I contrasti del noir si trasformano e si fanno taglienti; tutto ciò che vi era di allusivo, sfumato, spirituale nel noir (che è film dell’anima) nell’Invasione degli Ultracorpi si fa concreto: un film del corpo e dell’oggetto, utilizzato nella sua potenza freudiana.
Il terrore diventa reale. Dal regno della possibilità si passa alla sua terrificante attuazione: lo spettatore è faccia a faccia con la paura/corpo estraneo, con l’invasore che succhia l’anima, e le scelte stilistiche del film, improntate ad una lucida schizofrenia, enfatizzano il suo sgomento. Siegel si serve di una tecnica che imprime al film una qualità tattile, e attua un controllo compositivo che mira a limitare le interpretazioni possibili a favore di un unico, innegabile sguardo agghiacciato.

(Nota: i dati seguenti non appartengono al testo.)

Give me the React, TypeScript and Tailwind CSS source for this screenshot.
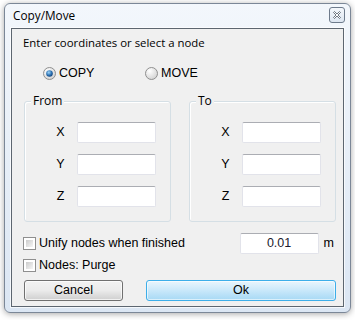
import React from 'react';

const ui = "font-['Open_Sans','Noto_Sans',sans-serif]";
const classic = "font-['Liberation_Sans',Arial,sans-serif]";

function Radio({ checked }: { checked?: boolean }) {
  return (
    <svg width="13" height="13" viewBox="0 0 13 13" className="shrink-0">
      <defs>
        <radialGradient id="rbg" cx="0.35" cy="0.3" r="0.8">
          <stop offset="0" stopColor="#ffffff" />
          <stop offset="1" stopColor="#cfcfcf" />
        </radialGradient>
        <radialGradient id="rdot" cx="0.4" cy="0.35" r="0.7">
          <stop offset="0" stopColor="#9fd6fb" />
          <stop offset="0.6" stopColor="#2a6fb0" />
          <stop offset="1" stopColor="#113f77" />
        </radialGradient>
      </defs>
      <circle cx="6.5" cy="6.5" r="6" fill="url(#rbg)" stroke="#8f8f8f" strokeWidth="1" />
      {checked && <circle cx="6.5" cy="6.5" r="3.3" fill="url(#rdot)" />}
    </svg>
  );
}

function Check() {
  return (
    <span className="w-[13px] h-[13px] shrink-0 border border-[#8f8f8f] bg-white p-[2px] flex">
      <span className="flex-1 bg-linear-to-br from-[#cbcbcb] to-[#f6f6f6]" />
    </span>
  );
}

function Field() {
  return (
    <div className="w-[79px] h-[21px] bg-white border border-[#e2e3ea] border-t-[#abadb3] rounded-[2px]" />
  );
}

function Group({ title }: { title: string }) {
  return (
    <div className="flex-1 flex flex-col border border-[#d5dfe5] rounded-[3px] shadow-[inset_1px_1px_0_#ffffff] pb-[14px]">
      <span className={`-mt-[9px] ml-[6px] px-[2px] self-start bg-[#f0f0f0] leading-[16px] text-[12px] text-black ${ui}`}>
        {title}
      </span>
      <div className="flex flex-col gap-[11px] mt-[13px]">
        {['X', 'Y', 'Z'].map((l) => (
          <div key={l} className="flex items-center pl-[28px]">
            <span className={`w-[15px] text-center text-[12.5px] text-black ${classic}`}>{l}</span>
            <span className="ml-[9px]">
              <Field />
            </span>
          </div>
        ))}
      </div>
    </div>
  );
}

export default function App() {
  return (
    <div className="w-[355px] h-[320px] bg-white pl-[4px] pt-[3px]">
      <div className="w-[347px] h-[310px] flex flex-col border border-[#7b8797] rounded-[6px] bg-linear-to-b from-[#f3f7fc] to-[#dbe6f3] shadow-[0_1px_6px_rgba(0,0,0,0.35)] px-[6px] pb-[5px]">
        <div className="h-[24px] flex items-center pl-[2px]">
          <span className={`text-[11.8px] text-black ${ui}`}>Copy/Move</span>
          <span className="ml-auto mr-[-1px] mt-[-3px] w-[16px] h-[16px] rounded-[3px] border border-[#6e7b8c] bg-linear-to-b from-[#f4f7fb] to-[#dde6f1] flex items-center justify-center">
            <svg width="8" height="8" viewBox="0 0 8 8">
              <path
                d="M0.5 1.5 L1.5 0.5 L4 3 L6.5 0.5 L7.5 1.5 L5 4 L7.5 6.5 L6.5 7.5 L4 5 L1.5 7.5 L0.5 6.5 L3 4 Z"
                fill="#ffffff"
                stroke="#4a5563"
                strokeWidth="0.8"
                strokeLinejoin="round"
              />
            </svg>
          </span>
        </div>

        <div className="flex-1 flex flex-col bg-[#f0f0f0] border border-[#5d6670] shadow-[0_0_0_1px_rgba(255,255,255,0.7)]">
          <div className={`mt-[6px] ml-[11px] h-[16px] leading-[16px] text-[11.4px] text-black ${ui}`}>
            Enter coordinates or select a node
          </div>

          <div className={`mt-[14px] h-[16px] flex items-center ml-[31px] text-[12.5px] text-black ${classic}`}>
            <label className="w-[102px] flex items-center gap-[3px]">
              <Radio checked />
              <span>COPY</span>
            </label>
            <label className="flex items-center gap-[3px]">
              <Radio />
              <span>MOVE</span>
            </label>
          </div>

          <div className="mt-[20px] mx-[12px] mr-[7px] flex gap-[18px]">
            <Group title="From" />
            <Group title="To" />
          </div>

          <div className={`mt-[11px] h-[21px] flex items-center pl-[11px] text-[12.5px] text-black ${classic}`}>
            <label className="flex items-center gap-[3px]">
              <Check />
              <span>Unify nodes when finished</span>
            </label>
            <span className="ml-auto w-[79px] h-[21px] bg-white border border-[#e2e3ea] border-t-[#abadb3] rounded-[2px] flex items-center justify-center text-[#1a1a2e]">
              0.01
            </span>
            <span className="ml-[5px] mr-[9px]">m</span>
          </div>

          <div className={`mt-[3px] h-[16px] flex items-center pl-[11px] text-[12.5px] text-black ${classic}`}>
            <label className="flex items-center gap-[3px]">
              <Check />
              <span>Nodes: Purge</span>
            </label>
          </div>

          <div className={`mt-[7px] flex pl-[12px] gap-[23px] text-[12.5px] text-black ${classic}`}>
            <button className="w-[99px] h-[21px] rounded-[3px] border border-[#707070] bg-linear-to-b from-[#f2f2f2] via-[#ebebeb] to-[#cfcfcf] shadow-[inset_0_0_0_1px_rgba(255,255,255,0.7)]">
              Cancel
            </button>
            <button className="w-[190px] h-[21px] rounded-[3px] border border-[#3daee9] bg-linear-to-b from-[#eaf6fd] via-[#c9e8fa] to-[#a7d9f5] shadow-[inset_0_0_0_1px_rgba(255,255,255,0.6)]">
              Ok
            </button>
          </div>
        </div>
      </div>
    </div>
  );
}
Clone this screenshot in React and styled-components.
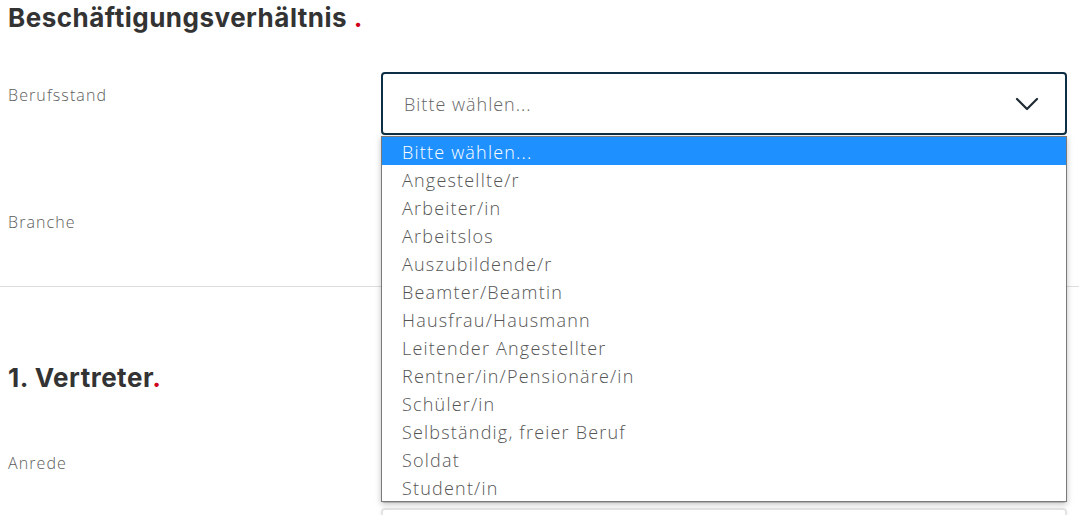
import styled, { createGlobalStyle } from "styled-components";

const options = [
  "Bitte wählen...",
  "Angestellte/r",
  "Arbeiter/in",
  "Arbeitslos",
  "Auszubildende/r",
  "Beamter/Beamtin",
  "Hausfrau/Hausmann",
  "Leitender Angestellter",
  "Rentner/in/Pensionäre/in",
  "Schüler/in",
  "Selbständig, freier Beruf",
  "Soldat",
  "Student/in",
];

export default function App() {
  return (
    <>
      <GlobalStyle />
      <Page>
        <Section>
          <Heading>
            Beschäftigungsverhältnis <Dot>.</Dot>
          </Heading>
          <Row>
            <Label>Berufsstand</Label>
            <SelectWrap>
              <Select $active>
                <span>Bitte wählen...</span>
                <Chevron />
              </Select>
              <Menu>
                {options.map((o, i) => (
                  <Option key={o} $selected={i === 0}>
                    {o}
                  </Option>
                ))}
              </Menu>
            </SelectWrap>
          </Row>
          <Row $gap="24px">
            <Label>Branche</Label>
            <SelectWrap>
              <Select>
                <span>Bitte wählen...</span>
                <Chevron />
              </Select>
            </SelectWrap>
          </Row>
        </Section>
        <Divider />
        <Section $second>
          <Heading $small>
            1. Vertreter<Dot>.</Dot>
          </Heading>
          <Row $gap="5px">
            <Label>Anrede</Label>
            <SelectWrap>
              <Select>
                <span>Bitte wählen...</span>
                <Chevron />
              </Select>
            </SelectWrap>
          </Row>
          <Row>
            <Label />
            <Input />
          </Row>
        </Section>
      </Page>
    </>
  );
}

function Chevron() {
  return (
    <ChevronSvg viewBox="0 0 24 14" width="24" height="14">
      <path
        d="M2 2 L12 12 L22 2"
        fill="none"
        stroke="#1f2a33"
        strokeWidth="2.2"
        strokeLinecap="round"
        strokeLinejoin="round"
      />
    </ChevronSvg>
  );
}

const GlobalStyle = createGlobalStyle`
  body {
    margin: 0;
    background: #fff;
    font-family: "Open Sans", Inter, sans-serif;
    color: #333;
    overflow: hidden;
  }
`;

const Page = styled.div`
  width: 1079px;
  height: 515px;
  overflow: hidden;
`;

const Section = styled.section`
  padding: ${(p) => (p.$second ? "75px 12px 0 8px" : "2px 12px 0 8px")};
`;

const Heading = styled.h2`
  margin: 0 0 ${(p) => (p.$small ? "46px" : "38px")};
  font-family: Inter, sans-serif;
  font-size: 26px;
  font-weight: 700;
  line-height: 32px;
  letter-spacing: 0.5px;
  color: #333;
`;

const Dot = styled.span`
  color: #d0021b;
`;

const Row = styled.div`
  display: grid;
  grid-template-columns: 373px 1fr;
  align-items: start;
  margin-bottom: ${(p) => p.$gap || "64px"};
`;

const Label = styled.div`
  padding-top: 13px;
  font-size: 16px;
  font-weight: 300;
  letter-spacing: 1.1px;
  color: #5c5c5c;
  line-height: 20px;
`;

const SelectWrap = styled.div`
  position: relative;
`;

const Select = styled.div`
  box-sizing: border-box;
  height: 63px;
  display: flex;
  align-items: center;
  justify-content: space-between;
  padding: 0 26px 0 21px;
  border: 2px solid ${(p) => (p.$active ? "#0e2e45" : "#d6d6d6")};
  border-radius: 4px;
  background: #fff;
  font-size: 18px;
  font-weight: 300;
  letter-spacing: 1px;
  color: #666;
`;

const ChevronSvg = styled.svg`
  display: block;
`;

const Menu = styled.ul`
  position: absolute;
  top: calc(100% + 1px);
  left: 0;
  right: 0;
  margin: 0;
  padding: 0;
  list-style: none;
  background: #fff;
  border: 1px solid #7a7a7a;
  box-shadow: 0 2px 6px rgba(0, 0, 0, 0.25);
  z-index: 10;
`;

const Option = styled.li`
  height: 28px;
  line-height: 30px;
  padding-left: 20px;
  font-size: 18px;
  font-weight: 300;
  letter-spacing: 1.2px;
  background: ${(p) => (p.$selected ? "#1e90ff" : "#fff")};
  color: ${(p) => (p.$selected ? "#fff" : "#555")};
`;

const Input = styled.div`
  box-sizing: border-box;
  height: 63px;
  border: 2px solid #e4e4e4;
  border-radius: 4px;
  box-shadow: 0 1px 4px rgba(0, 0, 0, 0.08);
`;

const Divider = styled.hr`
  margin: 0;
  border: 0;
  border-top: 1px solid #dedede;
`;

L’accento dato alla profondità di campo è un segno proprio di quegli anni: è interessante notare che parallelamente la stessa precisione veniva utilizzata, ad esempio, nei film antibellici di Fuller: la profondità di campo si fa linguaggio figlio del trauma.
La realtà ha perso la qualità di sogno soffuso fatto di notte e nebbia; è uno schiaffo alla luce del sole, aspro e minuzioso. L’invasione degli Ultracorpi apre gli occhi degli spettatori con la crudeltà di una lama. La trasformazione degli individui avviene al riparo della notte e del sonno, mentre il giorno è la dolorosa rivelazione di un nuovo che avanza e divora. Siegel pretese che le numerose scene notturne venissero girate senza “effetto notte” ma propriamente al buio, per rendere più reale il contrasto tra i due stadi psicologici ed esistenziali rappresentati: la notte come fuga, lotta, speranza, trasformazione. Il giorno immutabile e irreversibile nel suo orrore.